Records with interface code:

——

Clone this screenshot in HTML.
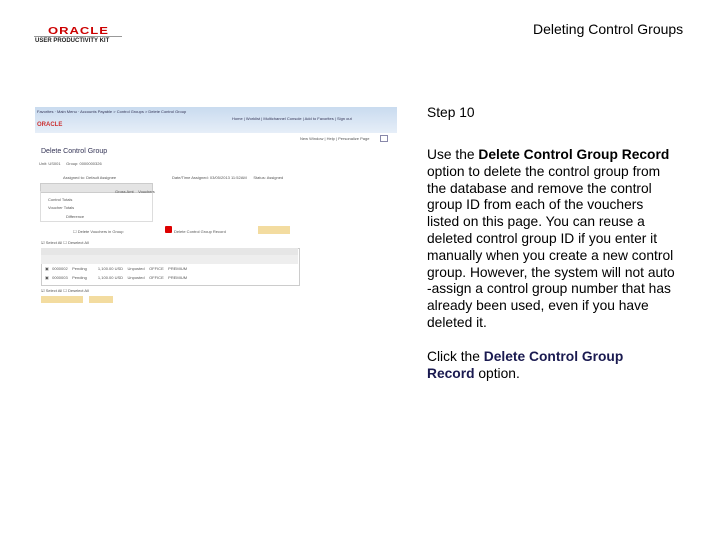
<!DOCTYPE html>
<html><head><style>
body{margin:0;width:720px;height:540px;background:#fff;position:relative;font-family:"Liberation Sans",Arial,sans-serif;overflow:hidden}
.a{position:absolute}
.t{font-size:13.8px;color:#000;line-height:16.8px;white-space:nowrap}
.s{font-size:4px;color:#555;position:absolute;white-space:nowrap}
</style></head><body>
<div class="a" style="left:48px;top:23px;font-size:13px;font-weight:bold;color:#c00;letter-spacing:1px;transform:scaleY(.8)">ORACLE</div>
<div class="a" style="left:34px;top:36px;width:88px;border-top:1px solid #999"></div>
<div class="a" style="left:35px;top:38px;font-size:6px;font-weight:bold;color:#222;white-space:nowrap">USER PRODUCTIVITY KIT</div>
<div class="a t" style="left:533px;top:21px;font-size:14px">Deleting Control Groups</div>

<div class="a" style="left:35px;top:107px;width:362px;height:26px;background:linear-gradient(#c9dbef,#e6eef8)"></div>
<div class="a" style="left:37px;top:122px;font-size:6px;font-weight:bold;color:#c33">ORACLE</div>
<div class="s" style="left:37px;top:109px;color:#335">Favorites · Main Menu · Accounts Payable &gt; Control Groups &gt; Delete Control Group</div>
<div class="s" style="left:232px;top:116px;color:#335">Home | Worklist | Multichannel Console | Add to Favorites | Sign out</div>
<div class="s" style="left:300px;top:136px">New Window | Help | Personalize Page</div>
<div class="a" style="left:380px;top:135px;width:6px;height:5px;border:1px solid #88a"></div>
<div class="a" style="left:41px;top:148px;font-size:7px;color:#335">Delete Control Group</div>
<div class="s" style="left:39px;top:161px">Unit: US001 &nbsp;&nbsp;&nbsp; Group: 0000000326</div>
<div class="s" style="left:63px;top:175px">Assigned to: Default Assignee</div>
<div class="s" style="left:172px;top:175px">Date/Time Assigned: 03/05/2013 11:52AM &nbsp;&nbsp;&nbsp;&nbsp; Status: Assigned</div>
<div class="a" style="left:40px;top:183px;width:111px;height:8px;background:#e4e4e4;border:1px solid #ccc"></div>
<div class="a" style="left:40px;top:191px;width:111px;height:30px;border:1px solid #ddd;border-top:none"></div>
<div class="s" style="left:48px;top:197px">Control Totals</div>
<div class="s" style="left:48px;top:205px">Voucher Totals</div>
<div class="s" style="left:66px;top:214px">Difference</div>
<div class="s" style="left:115px;top:189px">Gross Amt &nbsp;&nbsp; Vouchers</div>
<div class="s" style="left:73px;top:229px">☐ Delete Vouchers in Group</div>
<div class="a" style="left:165px;top:226px;width:7px;height:7px;background:#d00;border-radius:1px"></div>
<div class="s" style="left:174px;top:229px">Delete Control Group Record</div>
<div class="a" style="left:258px;top:226px;width:32px;height:8px;background:#f3dca0"></div>
<div class="s" style="left:41px;top:240px">☑ Select All ☐ Deselect All</div>
<div class="a" style="left:41px;top:248px;width:257px;height:36px;border:1px solid #ccc"></div>
<div class="a" style="left:41px;top:248px;width:257px;height:7px;background:#e6e6e6"></div>
<div class="a" style="left:41px;top:255px;width:257px;height:9px;background:#eee"></div>
<div class="s" style="left:45px;top:266px">▣ &nbsp; 0000002 &nbsp;&nbsp; Pending &nbsp;&nbsp;&nbsp;&nbsp;&nbsp;&nbsp;&nbsp;&nbsp; 1,100.00 USD &nbsp;&nbsp; Unposted &nbsp;&nbsp; OFFICE &nbsp;&nbsp; PREMIUM</div>
<div class="s" style="left:45px;top:275px">▣ &nbsp; 0000003 &nbsp;&nbsp; Pending &nbsp;&nbsp;&nbsp;&nbsp;&nbsp;&nbsp;&nbsp;&nbsp; 1,100.00 USD &nbsp;&nbsp; Unposted &nbsp;&nbsp; OFFICE &nbsp;&nbsp; PREMIUM</div>
<div class="s" style="left:41px;top:288px">☑ Select All ☐ Deselect All</div>
<div class="a" style="left:41px;top:296px;width:42px;height:7px;background:#f3dca0"></div>
<div class="a" style="left:89px;top:296px;width:24px;height:7px;background:#f3dca0"></div>

<div class="a t" style="left:427px;top:105px">Step 10</div>
<div class="a t" style="left:427px;top:147px">Use the <b>Delete Control Group Record</b><br>option to delete the control group from<br>the database and remove the control<br>group ID from each of the vouchers<br>listed on this page. You can reuse a<br>deleted control group ID if you enter it<br>manually when you create a new control<br>group. However, the system will not auto<br>-assign a control group number that has<br>already been used, even if you have<br>deleted it.</div>
<div class="a t" style="left:427px;top:349px">Click the <b style="color:#1a1a50">Delete Control Group</b><br><b style="color:#1a1a50">Record</b> option.</div>
</body></html>
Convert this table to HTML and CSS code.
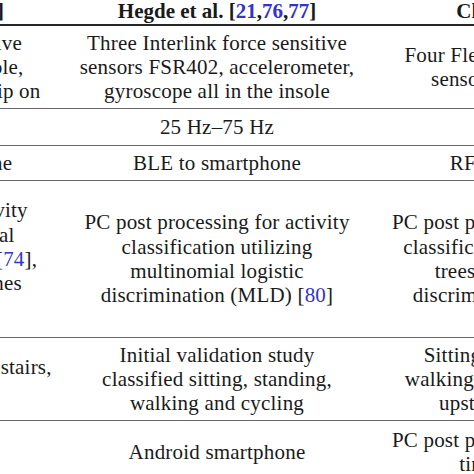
FILE: index.html
```html
<!DOCTYPE html>
<html>
<head>
<meta charset="utf-8">
<link rel="stylesheet" href="styles.css">
</head>
<body>
<div class="page">
  <div class="table">
    <div class="row head">
      <div class="cell">Sazonova et al. [<span class="ref">74</span>]</div>
      <div class="cell">Hegde et al. [<span class="ref">21</span>,<span class="ref">76</span>,<span class="ref">77</span>]</div>
      <div class="cell">Chen et al. [<span class="ref">82</span>]</div>
    </div>
    <div class="row r1">
      <div class="cell">Seven pressure sensitive<br>resistors along its insole,<br>and an accelerometer clip on</div>
      <div class="cell">Three Interlink force sensitive<br>sensors FSR402, accelerometer,<br>gyroscope all in the insole</div>
      <div class="cell">Four FlexiForce A401 force<br>sensors in each insole</div>
    </div>
    <div class="row r2">
      <div class="cell">25 Hz</div>
      <div class="cell">25 Hz–75 Hz</div>
      <div class="cell">100 Hz</div>
    </div>
    <div class="row r3">
      <div class="cell">ZigBee to smartphone</div>
      <div class="cell">BLE to smartphone</div>
      <div class="cell">RF module to PC</div>
    </div>
    <div class="row r4">
      <div class="cell">Real-time app for activity<br>classification in neural<br>networks, naive Bayes [<span class="ref">74</span>],<br>support vector machines<br>(SVM) [<span class="ref">75</span>]</div>
      <div class="cell">PC post processing for activity<br>classification utilizing<br>multinomial logistic<br>discrimination (MLD) [<span class="ref">80</span>]</div>
      <div class="cell">PC post processing for activity<br>classification using decision<br>trees (DT) and linear<br>discriminant analysis [<span class="ref">83</span>]</div>
    </div>
    <div class="row r5">
      <div class="cell">Walking, running, and upstairs,<br>downstairs</div>
      <div class="cell">Initial validation study<br>classified sitting, standing,<br>walking and cycling</div>
      <div class="cell">Sitting, standing, lying,<br>walking, running, climbing,<br>upstairs, downstairs</div>
    </div>
    <div class="row r6">
      <div class="cell">Smartphone app</div>
      <div class="cell">Android smartphone</div>
      <div class="cell">PC post processing for activity<br>timing analysis</div>
    </div>
  </div>
</div>
</body>
</html>
```

FILE: styles.css
```css
html, body {
  margin: 0;
  padding: 0;
  background: #ffffff;
}

.page {
  width: 474px;
  height: 474px;
  overflow: hidden;
  background: #ffffff;
}

.table {
  margin-left: -233px;
  width: 915px;
  font-family: "Liberation Serif", "Times New Roman", serif;
  font-size: 21px;
  line-height: 24.3px;
  letter-spacing: 0.2px;
  color: #1a1a1a;
}

.row {
  display: grid;
  grid-template-columns: 300px 300px 315px;
  border-bottom: 1px solid #6a6a6a;
}

.cell {
  text-align: center;
  align-self: center;
  white-space: nowrap;
}

.ref {
  color: #3434c8;
}

.head {
  margin-top: -1px;
  height: 25px;
  border-bottom: 2px solid #262626;
  font-weight: bold;
  letter-spacing: 0;
}

.head .cell {
  align-self: end;
  padding-bottom: 3px;
}

.r1 { height: 82px; }
.r2 { height: 36px; }
.r3 { height: 34px; }
.r4 { height: 156px; }
.r5 { height: 82px; }
.r6 { height: 62px; border-bottom: none; }
```
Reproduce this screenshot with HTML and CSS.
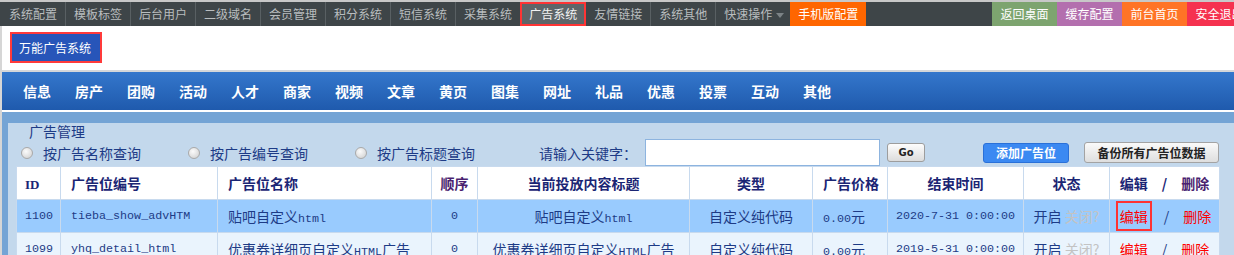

——

| Written instruction |
Report the number of lines that include the string "screenshot"; return nothing but the count.

| Output of the exercise |
2